-------- Supplied information

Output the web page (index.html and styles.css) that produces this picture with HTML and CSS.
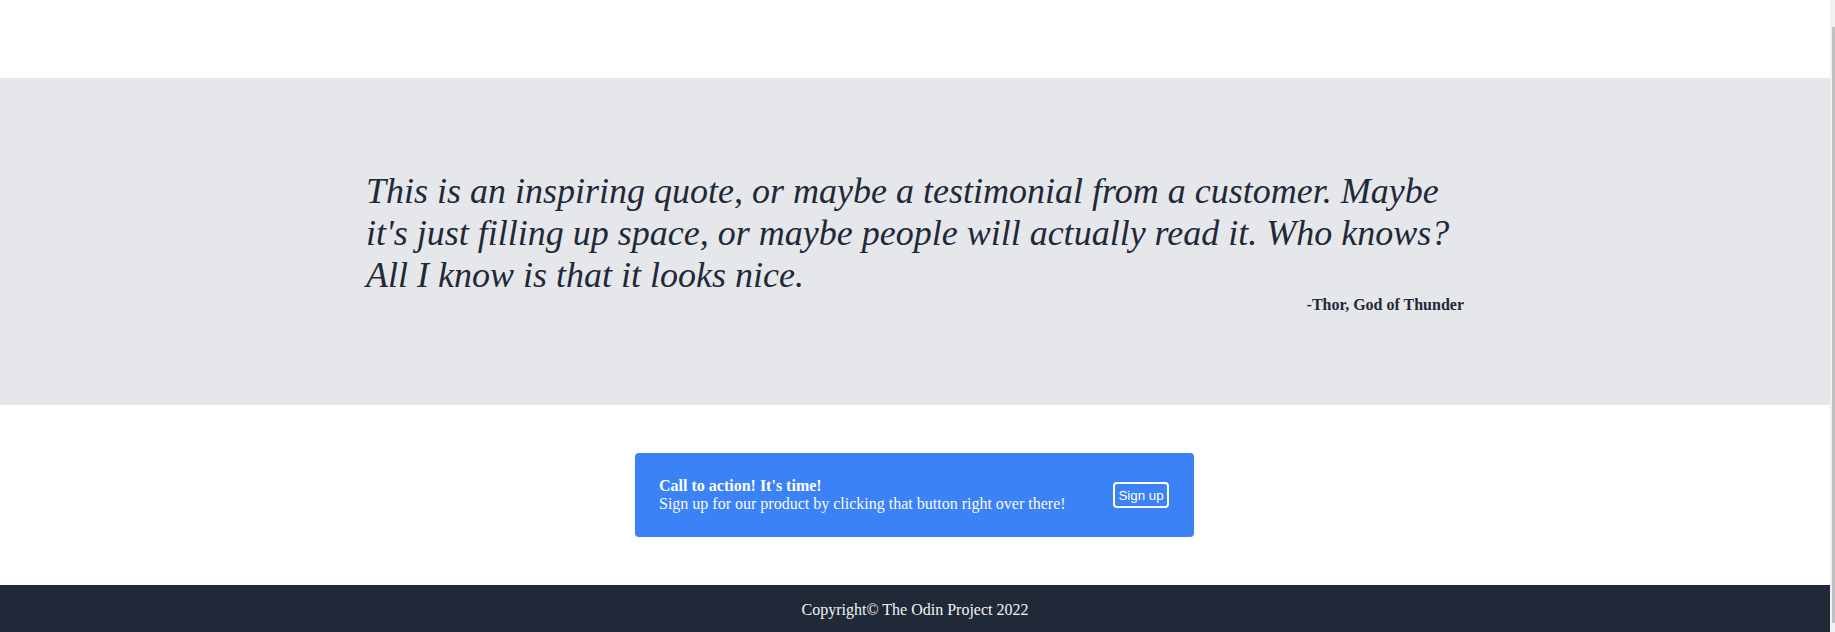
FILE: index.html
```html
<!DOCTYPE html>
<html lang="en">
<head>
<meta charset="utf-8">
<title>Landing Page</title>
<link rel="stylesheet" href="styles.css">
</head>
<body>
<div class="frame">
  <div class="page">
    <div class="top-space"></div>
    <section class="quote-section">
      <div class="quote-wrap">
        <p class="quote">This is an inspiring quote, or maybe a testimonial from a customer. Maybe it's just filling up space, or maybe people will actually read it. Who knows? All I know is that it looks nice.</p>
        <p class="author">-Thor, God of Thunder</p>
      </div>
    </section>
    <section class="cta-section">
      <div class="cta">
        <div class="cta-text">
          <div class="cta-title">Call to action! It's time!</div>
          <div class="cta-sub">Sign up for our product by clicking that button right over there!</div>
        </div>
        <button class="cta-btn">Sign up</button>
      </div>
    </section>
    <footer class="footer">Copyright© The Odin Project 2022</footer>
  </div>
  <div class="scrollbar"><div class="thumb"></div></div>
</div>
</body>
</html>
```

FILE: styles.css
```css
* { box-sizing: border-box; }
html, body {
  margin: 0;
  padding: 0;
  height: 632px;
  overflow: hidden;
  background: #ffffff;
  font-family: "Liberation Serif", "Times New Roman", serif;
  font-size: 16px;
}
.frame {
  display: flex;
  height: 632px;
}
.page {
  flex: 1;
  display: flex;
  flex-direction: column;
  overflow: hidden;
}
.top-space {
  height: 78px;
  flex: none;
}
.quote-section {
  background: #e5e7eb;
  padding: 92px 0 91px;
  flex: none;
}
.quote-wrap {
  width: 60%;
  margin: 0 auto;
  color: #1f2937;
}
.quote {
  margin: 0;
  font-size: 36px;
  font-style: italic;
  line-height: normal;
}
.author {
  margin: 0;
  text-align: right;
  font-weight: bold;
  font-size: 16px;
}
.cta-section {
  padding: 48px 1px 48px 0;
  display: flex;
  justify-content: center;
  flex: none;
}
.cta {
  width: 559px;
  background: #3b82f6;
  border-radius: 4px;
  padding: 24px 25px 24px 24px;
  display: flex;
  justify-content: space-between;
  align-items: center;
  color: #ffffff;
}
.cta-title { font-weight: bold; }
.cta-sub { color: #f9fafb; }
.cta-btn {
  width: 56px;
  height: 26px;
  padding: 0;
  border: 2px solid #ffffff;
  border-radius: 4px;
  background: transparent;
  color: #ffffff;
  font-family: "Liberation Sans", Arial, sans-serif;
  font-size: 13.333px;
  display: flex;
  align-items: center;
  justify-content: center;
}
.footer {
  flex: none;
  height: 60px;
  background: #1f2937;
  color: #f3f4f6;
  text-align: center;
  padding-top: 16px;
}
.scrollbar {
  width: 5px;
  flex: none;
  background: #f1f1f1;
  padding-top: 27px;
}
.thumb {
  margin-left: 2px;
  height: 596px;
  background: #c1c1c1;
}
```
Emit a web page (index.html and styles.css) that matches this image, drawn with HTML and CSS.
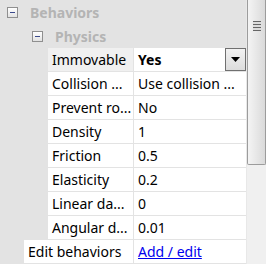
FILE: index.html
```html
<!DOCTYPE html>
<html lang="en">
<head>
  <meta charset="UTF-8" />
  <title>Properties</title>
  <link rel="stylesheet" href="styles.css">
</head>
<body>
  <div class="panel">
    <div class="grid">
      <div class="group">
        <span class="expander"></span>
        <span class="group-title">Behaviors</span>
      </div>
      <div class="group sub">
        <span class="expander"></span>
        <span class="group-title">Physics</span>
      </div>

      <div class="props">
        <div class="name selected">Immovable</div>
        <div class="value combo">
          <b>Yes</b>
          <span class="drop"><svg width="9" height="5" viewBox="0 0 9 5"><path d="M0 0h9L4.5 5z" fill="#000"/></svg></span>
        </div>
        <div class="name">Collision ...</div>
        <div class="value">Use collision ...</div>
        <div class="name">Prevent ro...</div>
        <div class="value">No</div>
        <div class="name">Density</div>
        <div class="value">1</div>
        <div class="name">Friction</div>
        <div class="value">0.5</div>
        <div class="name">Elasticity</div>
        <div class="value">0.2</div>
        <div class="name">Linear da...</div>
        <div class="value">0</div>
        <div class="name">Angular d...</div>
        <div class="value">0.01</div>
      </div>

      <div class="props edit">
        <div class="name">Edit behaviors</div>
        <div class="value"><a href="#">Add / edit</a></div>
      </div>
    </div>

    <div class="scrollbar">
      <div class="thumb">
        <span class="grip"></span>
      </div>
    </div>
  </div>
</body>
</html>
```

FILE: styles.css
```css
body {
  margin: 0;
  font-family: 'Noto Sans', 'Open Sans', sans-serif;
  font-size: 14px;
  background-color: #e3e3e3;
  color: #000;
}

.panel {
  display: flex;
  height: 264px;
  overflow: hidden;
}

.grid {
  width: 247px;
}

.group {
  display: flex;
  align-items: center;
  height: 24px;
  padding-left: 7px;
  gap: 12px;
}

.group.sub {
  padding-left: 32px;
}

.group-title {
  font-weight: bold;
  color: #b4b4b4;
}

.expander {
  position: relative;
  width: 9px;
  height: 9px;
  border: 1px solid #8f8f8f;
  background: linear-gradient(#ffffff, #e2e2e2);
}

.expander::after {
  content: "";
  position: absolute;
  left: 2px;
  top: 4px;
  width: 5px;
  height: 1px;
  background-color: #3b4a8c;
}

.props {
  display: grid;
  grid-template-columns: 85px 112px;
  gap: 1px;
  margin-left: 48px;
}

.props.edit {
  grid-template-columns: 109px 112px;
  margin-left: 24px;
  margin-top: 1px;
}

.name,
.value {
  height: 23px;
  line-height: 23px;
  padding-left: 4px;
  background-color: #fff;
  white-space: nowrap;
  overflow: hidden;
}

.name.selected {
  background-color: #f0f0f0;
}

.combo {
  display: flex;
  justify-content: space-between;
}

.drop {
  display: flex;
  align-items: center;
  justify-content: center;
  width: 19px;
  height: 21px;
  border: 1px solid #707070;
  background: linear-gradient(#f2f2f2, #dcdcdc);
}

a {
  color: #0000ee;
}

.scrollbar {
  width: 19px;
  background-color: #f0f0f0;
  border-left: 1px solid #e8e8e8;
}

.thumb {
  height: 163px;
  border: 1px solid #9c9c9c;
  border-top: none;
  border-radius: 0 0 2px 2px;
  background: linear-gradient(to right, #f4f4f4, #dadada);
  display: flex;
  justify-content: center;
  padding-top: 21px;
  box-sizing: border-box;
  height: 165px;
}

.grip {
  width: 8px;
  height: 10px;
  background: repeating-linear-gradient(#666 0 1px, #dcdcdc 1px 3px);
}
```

----------------

→ Exercise goal: Give back the whole listing as it stands, minus its pictures.

→ In response:
Output the web page (index.html and styles.css) that produces this picture with HTML and CSS.
FILE: index.html
```html
<!DOCTYPE html>
<html lang="en">
<head>
<meta charset="utf-8">
<title>Landing Page</title>
<link rel="stylesheet" href="styles.css">
</head>
<body>
<div class="frame">
  <div class="page">
    <div class="top-space"></div>
    <section class="quote-section">
      <div class="quote-wrap">
        <p class="quote">This is an inspiring quote, or maybe a testimonial from a customer. Maybe it's just filling up space, or maybe people will actually read it. Who knows? All I know is that it looks nice.</p>
        <p class="author">-Thor, God of Thunder</p>
      </div>
    </section>
    <section class="cta-section">
      <div class="cta">
        <div class="cta-text">
          <div class="cta-title">Call to action! It's time!</div>
          <div class="cta-sub">Sign up for our product by clicking that button right over there!</div>
        </div>
        <button class="cta-btn">Sign up</button>
      </div>
    </section>
    <footer class="footer">Copyright© The Odin Project 2022</footer>
  </div>
  <div class="scrollbar"><div class="thumb"></div></div>
</div>
</body>
</html>
```

FILE: styles.css
```css
* { box-sizing: border-box; }
html, body {
  margin: 0;
  padding: 0;
  height: 632px;
  overflow: hidden;
  background: #ffffff;
  font-family: "Liberation Serif", "Times New Roman", serif;
  font-size: 16px;
}
.frame {
  display: flex;
  height: 632px;
}
.page {
  flex: 1;
  display: flex;
  flex-direction: column;
  overflow: hidden;
}
.top-space {
  height: 78px;
  flex: none;
}
.quote-section {
  background: #e5e7eb;
  padding: 92px 0 91px;
  flex: none;
}
.quote-wrap {
  width: 60%;
  margin: 0 auto;
  color: #1f2937;
}
.quote {
  margin: 0;
  font-size: 36px;
  font-style: italic;
  line-height: normal;
}
.author {
  margin: 0;
  text-align: right;
  font-weight: bold;
  font-size: 16px;
}
.cta-section {
  padding: 48px 1px 48px 0;
  display: flex;
  justify-content: center;
  flex: none;
}
.cta {
  width: 559px;
  background: #3b82f6;
  border-radius: 4px;
  padding: 24px 25px 24px 24px;
  display: flex;
  justify-content: space-between;
  align-items: center;
  color: #ffffff;
}
.cta-title { font-weight: bold; }
.cta-sub { color: #f9fafb; }
.cta-btn {
  width: 56px;
  height: 26px;
  padding: 0;
  border: 2px solid #ffffff;
  border-radius: 4px;
  background: transparent;
  color: #ffffff;
  font-family: "Liberation Sans", Arial, sans-serif;
  font-size: 13.333px;
  display: flex;
  align-items: center;
  justify-content: center;
}
.footer {
  flex: none;
  height: 60px;
  background: #1f2937;
  color: #f3f4f6;
  text-align: center;
  padding-top: 16px;
}
.scrollbar {
  width: 5px;
  flex: none;
  background: #f1f1f1;
  padding-top: 27px;
}
.thumb {
  margin-left: 2px;
  height: 596px;
  background: #c1c1c1;
}
```
Emit a web page (index.html and styles.css) that matches this image, drawn with HTML and CSS.
FILE: index.html
```html
<!DOCTYPE html>
<html lang="en">
<head>
  <meta charset="UTF-8" />
  <title>Properties</title>
  <link rel="stylesheet" href="styles.css">
</head>
<body>
  <div class="panel">
    <div class="grid">
      <div class="group">
        <span class="expander"></span>
        <span class="group-title">Behaviors</span>
      </div>
      <div class="group sub">
        <span class="expander"></span>
        <span class="group-title">Physics</span>
      </div>

      <div class="props">
        <div class="name selected">Immovable</div>
        <div class="value combo">
          <b>Yes</b>
          <span class="drop"><svg width="9" height="5" viewBox="0 0 9 5"><path d="M0 0h9L4.5 5z" fill="#000"/></svg></span>
        </div>
        <div class="name">Collision ...</div>
        <div class="value">Use collision ...</div>
        <div class="name">Prevent ro...</div>
        <div class="value">No</div>
        <div class="name">Density</div>
        <div class="value">1</div>
        <div class="name">Friction</div>
        <div class="value">0.5</div>
        <div class="name">Elasticity</div>
        <div class="value">0.2</div>
        <div class="name">Linear da...</div>
        <div class="value">0</div>
        <div class="name">Angular d...</div>
        <div class="value">0.01</div>
      </div>

      <div class="props edit">
        <div class="name">Edit behaviors</div>
        <div class="value"><a href="#">Add / edit</a></div>
      </div>
    </div>

    <div class="scrollbar">
      <div class="thumb">
        <span class="grip"></span>
      </div>
    </div>
  </div>
</body>
</html>
```

FILE: styles.css
```css
body {
  margin: 0;
  font-family: 'Noto Sans', 'Open Sans', sans-serif;
  font-size: 14px;
  background-color: #e3e3e3;
  color: #000;
}

.panel {
  display: flex;
  height: 264px;
  overflow: hidden;
}

.grid {
  width: 247px;
}

.group {
  display: flex;
  align-items: center;
  height: 24px;
  padding-left: 7px;
  gap: 12px;
}

.group.sub {
  padding-left: 32px;
}

.group-title {
  font-weight: bold;
  color: #b4b4b4;
}

.expander {
  position: relative;
  width: 9px;
  height: 9px;
  border: 1px solid #8f8f8f;
  background: linear-gradient(#ffffff, #e2e2e2);
}

.expander::after {
  content: "";
  position: absolute;
  left: 2px;
  top: 4px;
  width: 5px;
  height: 1px;
  background-color: #3b4a8c;
}

.props {
  display: grid;
  grid-template-columns: 85px 112px;
  gap: 1px;
  margin-left: 48px;
}

.props.edit {
  grid-template-columns: 109px 112px;
  margin-left: 24px;
  margin-top: 1px;
}

.name,
.value {
  height: 23px;
  line-height: 23px;
  padding-left: 4px;
  background-color: #fff;
  white-space: nowrap;
  overflow: hidden;
}

.name.selected {
  background-color: #f0f0f0;
}

.combo {
  display: flex;
  justify-content: space-between;
}

.drop {
  display: flex;
  align-items: center;
  justify-content: center;
  width: 19px;
  height: 21px;
  border: 1px solid #707070;
  background: linear-gradient(#f2f2f2, #dcdcdc);
}

a {
  color: #0000ee;
}

.scrollbar {
  width: 19px;
  background-color: #f0f0f0;
  border-left: 1px solid #e8e8e8;
}

.thumb {
  height: 163px;
  border: 1px solid #9c9c9c;
  border-top: none;
  border-radius: 0 0 2px 2px;
  background: linear-gradient(to right, #f4f4f4, #dadada);
  display: flex;
  justify-content: center;
  padding-top: 21px;
  box-sizing: border-box;
  height: 165px;
}

.grip {
  width: 8px;
  height: 10px;
  background: repeating-linear-gradient(#666 0 1px, #dcdcdc 1px 3px);
}
```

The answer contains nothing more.